Bud and Frances always wanted to be just like everyone else. Maybe they couldn't afford to keep up with the Jones' but they could at least make an attempt to keep up with the Johnsons. Frances fluctuated between living with us and leaving, between being normal with a growing family and running away from her problems. This happened to be a day when she thought, "You know? Havin' a family won't be half bad if it means I get new furniture." She had a split second thought, as we each have from time to time, "If I could just get some of this stuff, I would feel so much better about my life." Wrong.
Bud and Frances had virtually no money. I can remember times when Bud would say something like, "I don' even have two dimes to rub tuh'gether," and he meant it. Literally. Between the trailer payment, electricity, food, clothing, gas - they did not have money to spend on new furniture. Nonetheless, in a society of "Buy now. Pay later," even people like Bud and Frances qualified for a sizable credit line. Oh! The commission that was earned that day! And after an hour or so of navigating their way through row upon row, display area upon display area, of expensive furniture, they walked out with a delivery date for the following week for a truck load of stuff sure to make their lives all better and a mountain of newly acquired debt which they had no means of repaying.
Some consumers might look upon buying furniture as a major investment, something only to be done a few times in a lifetime. They might scrimp and save for the perfect sofa or bed for months and then spend weeks shopping for just the right style, size, color, and fabric at an affordable price. Furniture shopping can be a long, exhausting, and tedious process. It can be. Not in this case. Our items had been bought with no thought as to how they would fit in the trailer. No thought as to what was affordable or even needed. It was a totally reckless purchase. And the following week when the bright green Heilig-Meyers truck brought all of our new furniture, it was a day better than Christmas.
All morning the delivery men worked moving boxes and items in and out of that tiny trailer. The doorway to our house was itty-bitty and it caused the workmen considerable stress trying to figure out how to get these huge, bulky items into our house undamaged. I watched these men work, fighting with door frames, juggling cabinets and beds. Bud and Frances beamed. We're getting new stuff! What could be better than this? When the delivery truck finally pulled out of sight by the early afternoon we were in hog heaven. Virtually every free inch of the trailer was adorned by some piece of new furniture - three tall wooden curio cabinets, a brand-new stereo and CD changer, a new bunk bed for my brother, a new brass bed for me, two bicycles (apparently they sold bikes?), a Nintendo game system (the orginal one), a new sectional sofa, new chairs, a new dining table. NEW! NEW! NEW! Our house was covered in oversized and overpriced furniture. Frances and Bud were delighted. I was delighted, too - a new bike and a Nintendo isn't a bad score for any ten year old.

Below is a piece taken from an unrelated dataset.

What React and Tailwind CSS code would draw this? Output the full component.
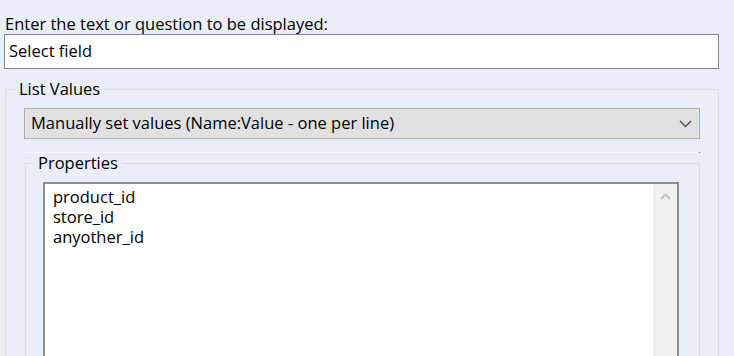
import React from 'react';

const font = { fontFamily: '"Open Sans", "Noto Sans", sans-serif' };

const ChevronDown = () => (
  <svg width="13" height="8" viewBox="0 0 13 8" fill="none">
    <path d="M1 1 L6.5 6.5 L12 1" stroke="#4a4a4a" strokeWidth="1.4" />
  </svg>
);

const ChevronUp = () => (
  <svg width="11" height="7" viewBox="0 0 11 7" fill="none">
    <path d="M1 6 L5.5 1.5 L10 6" stroke="#c2c2c2" strokeWidth="2" />
  </svg>
);

const PropertiesBox = ({ lines }) => (
  <div className="flex h-[220px] border-2 border-[#8d8d8d] bg-white">
    <div className="flex-1 pl-[8px] pt-[3px] text-[16.5px] leading-[20px] text-black">
      {lines.map((line) => (
        <div key={line}>{line}</div>
      ))}
    </div>
    <div className="flex w-[24px] justify-center bg-[#f0f0f0] pt-[9px]">
      <div className="h-[8px]">
        <ChevronUp />
      </div>
    </div>
  </div>
);

export default function App() {
  const values = ['product_id', 'store_id', 'anyother_id'];

  return (
    <div
      className="h-[356px] w-[734px] overflow-hidden bg-[#e9eef9] pl-[5px] pr-[15px] pt-[14px] text-black"
      style={font}
    >
      <div className="text-[16.5px] leading-[20px]">Enter the text or question to be displayed:</div>
      <div className="ml-[-1px] flex h-[35px] items-center border border-[#868686] bg-white pl-[4px] text-[16.5px]">
        Select field
      </div>

      <fieldset className="mt-[10px] h-[400px] border border-[#dadcdf] px-[18px] pt-[9px]">
        <legend className="ml-[-9px] px-[4px] text-[16.5px] leading-[20px]">List Values</legend>

        <div className="flex h-[31px] items-center justify-between border border-[#adadad] bg-[#e1e1e1] pl-[6px] pr-[7px] text-[16.5px]">
          <span>Manually set values (Name:Value - one per line)</span>
          <ChevronDown />
        </div>

        <div className="mt-[13px] flex items-center">
          <div className="h-px flex-1 bg-[#f7f9fe]" />
          <div className="h-px w-px bg-[#5b7fd6]" />
        </div>

        <fieldset className="ml-[1px] h-[300px] border border-[#dadcdf] pl-[17px] pr-[20px] pt-[9px]">
          <legend className="ml-[-9px] px-[4px] text-[16.5px] leading-[20px]">Properties</legend>
          <PropertiesBox lines={values} />
        </fieldset>
      </fieldset>
    </div>
  );
}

The next week some of my neighborhood friends came over to our house and when they saw the out-of-place furniture they looked puzzled, "Where did you guys get all of this stuff? Are you rich?" I assured them we were not rich, but they remained confused. How could we not be rich and yet have so much new stuff? I shrugged. I didn't know how it had happened but it happened. I didn't question how it got there or how Bud and Frances had paid for it. I was just a kid enjoying a few of the finer comforts in life.
However, as things always did where Frances was concerned, nothing could make her happy enough to stick around for too long. After a few weeks of playing house with some life-sized doll furniture, she left. Tobacco season drew to an end and Bud was out of work. No more paychecks. No more disability checks. The only money that would now flow through our house was a modest welfare allotment and whatever few dollars the family sent our way.

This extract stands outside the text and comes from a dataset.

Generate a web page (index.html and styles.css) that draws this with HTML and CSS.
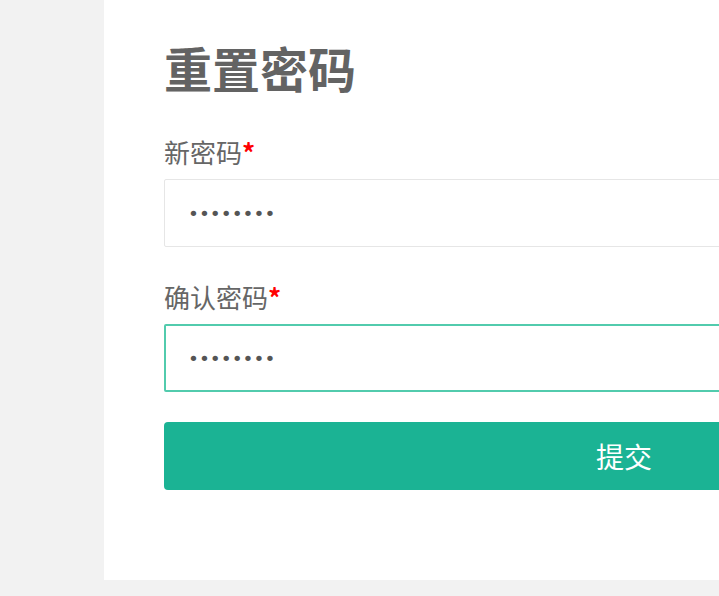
FILE: index.html
```html
<!DOCTYPE html>
<html lang="zh-CN">
<head>
<meta charset="utf-8">
<title>重置密码</title>
<link rel="stylesheet" href="styles.css">
</head>
<body>
<main class="page">
  <section class="card">
    <h1 class="title">重置密码</h1>
    <form class="form">
      <label class="field">
        <span class="label">新密码<span class="req">*</span></span>
        <input class="input" type="password" value="12345678">
      </label>
      <label class="field">
        <span class="label">确认密码<span class="req">*</span></span>
        <input class="input is-focus" type="password" value="12345678">
      </label>
      <button class="submit" type="button">提交</button>
    </form>
  </section>
</main>
</body>
</html>
```
FILE: styles.css
```css
html, body {
  margin: 0;
  padding: 0;
  overflow: hidden;
  background: #f2f2f2;
}
body {
  font-family: "Noto Sans CJK SC", "Noto Sans", sans-serif;
  color: #666;
}
.page {
  padding-left: 104px;
  width: 1300px;
}
.card {
  width: 1040px;
  box-sizing: border-box;
  background: #fff;
  padding: 43px 60px 90px;
}
.title {
  margin: 0;
  font-size: 48px;
  line-height: 48px;
  font-weight: 700;
  color: #636363;
}
.form {
  display: flex;
  flex-direction: column;
  margin-top: 48px;
}
.field {
  display: flex;
  flex-direction: column;
  gap: 14px;
  margin-bottom: 37px;
}
.field:nth-child(2) {
  margin-bottom: 30px;
}
.label {
  font-size: 26px;
  line-height: 26px;
  color: #666;
}
.req {
  color: #ff0000;
  font-weight: 700;
}
.input {
  box-sizing: border-box;
  height: 68px;
  width: 100%;
  margin: 0;
  padding: 0 23px;
  border: 1px solid #e6e6e6;
  border-radius: 2px;
  background: #fff;
  font-family: "DejaVu Sans", sans-serif;
  font-size: 18.5px;
  color: #555;
  outline: none;
}
.input.is-focus {
  border: 2px solid #52cbad;
  padding-left: 22px;
}
.submit {
  height: 68px;
  width: 100%;
  border: 0;
  border-radius: 4px;
  background: #1bb394;
  color: #fff;
  font-family: "Noto Sans CJK SC", sans-serif;
  font-size: 28px;
  cursor: pointer;
}
```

A month passed. Two months. Three months. Frances was gone, but our material possessions remained. No amount of "stuff" replaces the sting of an absent parent, but we didn't preoccupy ourselves with thoughts of her. There's no point. We just enjoyed our new bikes all day and played Mario Brothers all night.

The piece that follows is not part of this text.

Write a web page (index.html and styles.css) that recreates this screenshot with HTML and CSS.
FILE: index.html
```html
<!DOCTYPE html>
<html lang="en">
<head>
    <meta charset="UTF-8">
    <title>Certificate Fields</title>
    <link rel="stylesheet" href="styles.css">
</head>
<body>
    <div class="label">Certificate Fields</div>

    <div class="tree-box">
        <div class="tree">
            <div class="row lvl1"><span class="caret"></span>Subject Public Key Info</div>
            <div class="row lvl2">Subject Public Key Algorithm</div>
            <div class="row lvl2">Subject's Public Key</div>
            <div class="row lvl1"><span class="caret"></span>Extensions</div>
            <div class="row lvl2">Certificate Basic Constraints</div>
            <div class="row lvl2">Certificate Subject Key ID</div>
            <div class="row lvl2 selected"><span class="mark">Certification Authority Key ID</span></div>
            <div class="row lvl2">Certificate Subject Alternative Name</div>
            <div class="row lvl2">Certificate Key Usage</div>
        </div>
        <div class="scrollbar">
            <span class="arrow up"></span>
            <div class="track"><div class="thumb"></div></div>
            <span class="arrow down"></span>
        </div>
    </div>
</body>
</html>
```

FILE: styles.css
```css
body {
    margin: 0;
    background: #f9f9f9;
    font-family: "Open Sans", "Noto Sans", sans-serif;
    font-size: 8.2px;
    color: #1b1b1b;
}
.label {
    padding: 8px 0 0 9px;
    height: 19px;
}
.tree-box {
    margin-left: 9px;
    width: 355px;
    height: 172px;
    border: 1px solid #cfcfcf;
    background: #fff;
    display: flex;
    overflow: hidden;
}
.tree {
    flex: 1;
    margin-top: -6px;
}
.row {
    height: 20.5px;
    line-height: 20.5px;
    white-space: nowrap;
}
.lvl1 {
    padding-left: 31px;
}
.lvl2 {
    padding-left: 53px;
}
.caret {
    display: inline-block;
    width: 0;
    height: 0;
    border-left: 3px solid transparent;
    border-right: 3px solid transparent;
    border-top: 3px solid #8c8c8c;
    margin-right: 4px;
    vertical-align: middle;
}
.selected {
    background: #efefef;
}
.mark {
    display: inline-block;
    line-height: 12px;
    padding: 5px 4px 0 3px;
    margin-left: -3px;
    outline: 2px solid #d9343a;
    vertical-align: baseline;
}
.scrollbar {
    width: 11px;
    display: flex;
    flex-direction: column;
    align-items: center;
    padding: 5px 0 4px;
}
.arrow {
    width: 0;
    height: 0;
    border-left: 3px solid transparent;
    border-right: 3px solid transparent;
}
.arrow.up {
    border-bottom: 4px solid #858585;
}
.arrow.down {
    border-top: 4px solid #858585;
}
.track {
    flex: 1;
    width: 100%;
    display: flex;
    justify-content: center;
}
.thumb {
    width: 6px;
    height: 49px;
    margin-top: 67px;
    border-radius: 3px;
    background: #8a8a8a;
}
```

Then after a few months, the same green Heilig-Meyers truck came rumbling down our street. More furniture? What could we possibly be getting now? Bud met the truck driver at the door. It was clear from Bud's face that today's visit was not going to be as exciting as the first. A new word was being introduced into my fifth grade vocabulary: Repossession. It was awful. We watched them load up everything we had bought just a few short months before into the back of a moving truck. I didn't know the Repo Man could take away my bike! I didn't know the Repo Man could take away my Nintendo! My bed! Where am I gonna sleep?! When those men finished emptying our trailer of all those earthly treasures, I stood in the middle of the floor staring in disbelief at the little dents marked in the carpet where "stuff" used to be. It wasn't the worse feeling I'd ever had by far, but it was upsetting just the same. A lump started to develop in my throat and I could feel myself getting ready to cry, but I didn't. Such is life. If mothers can slip in and out of your fingers, why not furniture?